Around the same time a bunch of new computer magazines had popped up, reviewing games for the SNES and Sega Megadrive. On day, one of these magazines had a feature on some Japanese animated films and this was when my friends and I discovered the word “anime”. From that point on we scoured every games magazine we could and would buy any that had even the smallest article on anime.

Then one day, not long after, a friend came into school and said “You have to come to my house at dinner time, I have something you need to see!”. That weekend he had been shopping with his mum and found a brand new video called Project A-Ko, rated a 15 he’d had to get his mum to buy it for him. We rushed to his house as soon as the dinner bell rang and he put the video in, this was it, I was ready for my anime virginity to be taken, and what a wild ride it was! More exciting than the film itself though was the advert at the start for a whole host of other Japanese cartoons, each more action packed and violent than the last.

The door was now wide open for us, not only were we scouring magazines this stuff was now in our local video shops. Only a few titles, but it was enough to keep us going for a while. But then the itch came. Films we’d see advertised in imported American computer games magazines, films not available to us that we desperately wanted to see. Then we found out a lot of these films were actually based on comics. Or rather based on “manga”. So when the school holidays came it was time to get on the bus or train to the nearest city with a comic shop (Nu Earth in York) and scour the shelves for English translations imported from America.

Here we found Akira, a film we had still yet to see, reprinted in English in high quality collections. Project A-Ko comics. Something called The Guyver. And many other comics of which we had seen the anime versions advertised. One comic that caught my friends eye was one called Ninja High School. This one was different though. It LOOKED Japanese in style but was actually one of (if not THE) first American comics done in a manga style.

After all this time and effort we still hadn’t managed to see the one film that first started this obsession, Akira. No shops near us seemed to ever stock it, the local video shop never had it to rent. The Daily Mail had run a campaign to try and ban it, claiming it would corrupt children, obviously not being able to comprehend that there was a whole world of animation oversees that wasn’t aimed at children. I doubt this campaign had anything to do with the lack of Akira in or local shops though.

Then one day on a shopping trip to Scarborough with my mum I stumbled upon a brand new magazine in a newsagents: Manga Mania. This thick black and white magazine had news, reviews, interviews, articles, but best of all it reprinted Akira, amongst other manga.

Advertised in Manga Mania was a video called The Guyver, which I remembered seeing the comic of in Nu Earth. The plan with this video was different to anything we’d ever seen before though. Each episode, 12 in all, would be released separately once a month for a year, like a monthly video comic. A further shopping trip to Scarborough, and a Woolworths shop attendant who didn’t ask for ID, later and I was the proud owner of the first episode of The Guyver. And I was hooked.

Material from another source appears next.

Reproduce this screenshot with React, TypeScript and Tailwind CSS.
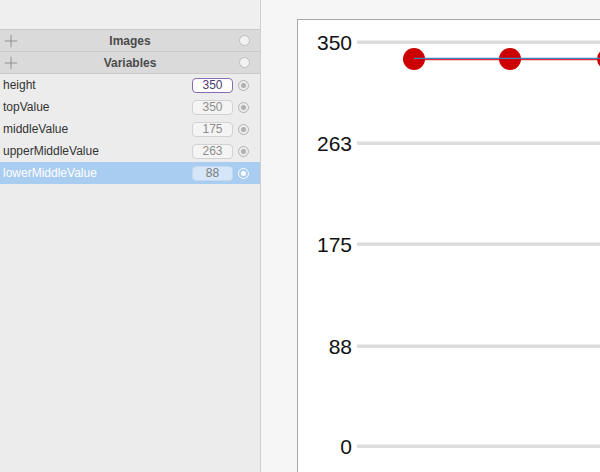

A few months later Manga Mania announced the news that BBC2 would be showing Akira, along with a documentary on anime by Jonathan Ross. This was it, the day we had waited for since that art class. Christmas and New Year came and went and the BBC started advertising their showing of Akira. The video recorder was set and the next day I finally got to see what seemed to be the Holy Grail of anime. And it was worth the wait. (It was also great to find out that Ross was “one of us”, a bit of a geek. Later on in life I found out he’s actually a huge comic book collector and even once ran a comic shop of his own).

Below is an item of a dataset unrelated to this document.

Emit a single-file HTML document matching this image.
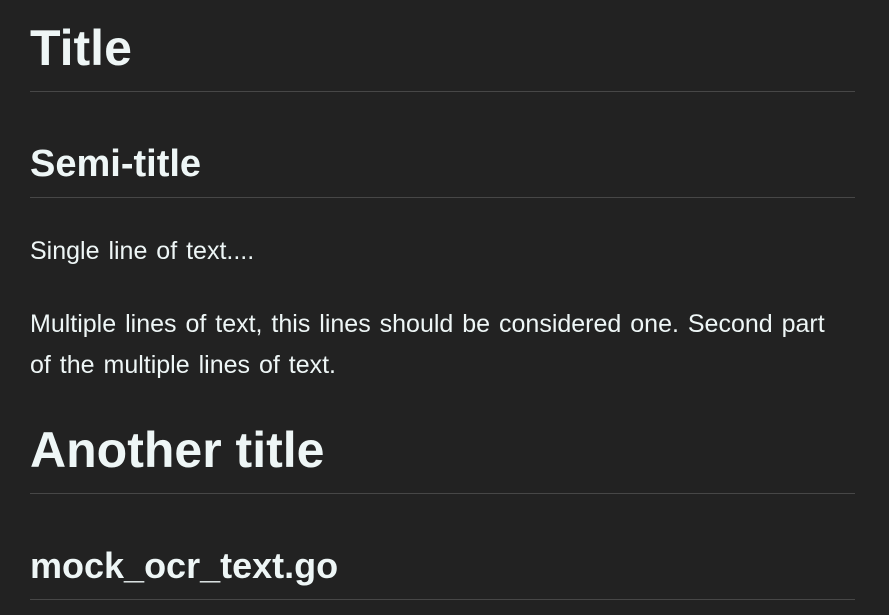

Through Manga Mania we discovered that we’d already been exposed to various forms of anime over the years, often in European co-productions like Dogtanian, Belle & Sebastian plus Pole Position, Ulysses 31, G-Force, Jayce And The Wheeled Warriors and the greatest of all: Mysterious Cities Of Gold.

We’d even managed to see a film called Laputa Castle In The Sky, which is famous now for being an early film of Hayao Miyazaki, but at the time we had no idea of the concept of anime.

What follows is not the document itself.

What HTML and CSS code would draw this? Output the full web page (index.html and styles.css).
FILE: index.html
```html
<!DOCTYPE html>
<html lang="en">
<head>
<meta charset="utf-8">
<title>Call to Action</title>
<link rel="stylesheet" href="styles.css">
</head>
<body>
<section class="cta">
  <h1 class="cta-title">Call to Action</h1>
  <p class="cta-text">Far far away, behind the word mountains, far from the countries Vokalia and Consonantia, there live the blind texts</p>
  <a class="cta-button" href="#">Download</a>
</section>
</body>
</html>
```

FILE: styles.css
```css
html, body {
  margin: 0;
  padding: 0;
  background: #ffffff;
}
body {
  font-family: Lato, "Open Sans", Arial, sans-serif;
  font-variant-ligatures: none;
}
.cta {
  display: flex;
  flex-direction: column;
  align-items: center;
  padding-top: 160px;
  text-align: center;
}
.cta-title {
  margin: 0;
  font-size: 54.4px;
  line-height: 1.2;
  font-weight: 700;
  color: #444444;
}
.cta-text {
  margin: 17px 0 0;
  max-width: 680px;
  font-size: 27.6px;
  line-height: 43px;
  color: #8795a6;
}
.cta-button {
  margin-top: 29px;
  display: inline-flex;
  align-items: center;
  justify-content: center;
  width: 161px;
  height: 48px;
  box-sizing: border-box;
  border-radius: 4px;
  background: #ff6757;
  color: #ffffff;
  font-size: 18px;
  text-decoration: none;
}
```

It was exciting to slowly uncover new manga and anime, to track down shows and comics we’d seen in imported magazines which in turn we had to track down in the first place. It was exciting to save up pocket money and get on the bus or train and see what new amazing stories we could find on the shelves of York’s comic stores. Friends would find out about something and share it with each other in the playground. We’d swap comics and videos. We’d spend our dinner times in the school library drawing our own comics in a manga style.

I very much doubt that same excitement exists now, with the instant gratification given to us by the internet. There is no waiting for information on something, you just go online, search for it and there it is, everything you need to know. In many ways I miss those simpler times. Of course, growing up takes a lot of that to begin with, but for the most part I can still get excited about new things, it’s just the learning about them part that is over too quickly after a few taps on a keyboard into Google.

All these years later and I still haven’t seen a lot of the films I used to search for when I was at school, mainly because it turns out a lot of them were crap. It took a long time before a good wide range of decent anime was released to us here in the west. Back in those school days it was mainly just the shocking violent stuff that was seen as being different to our western eyes. Thankfully these days there is a great range of translated anime and manga and it’s made a huge impact on the western market.

The internet may have taken away most of the excitement, but the great thing about it is that it allows people to discover more things they wouldn’t have, and easily. It also allows us to buy things more easily (I’m currently reading Volume 3 of Akira, I managed to buy all 6 volumes off eBay for less than half the price that it would have cost me from a shop).

Kids’ road to discovering manga and anime is a lot easier now, there is a massive amount of product ready and waiting for them before they even have to search for anything. I wonder if, had the internet been around like it is when I was younger, would this “new craze” have fascinated me so much? In the end I guess it would, as I’m now living in a world of instant internet gratification and yet I still love discovering new manga and anime.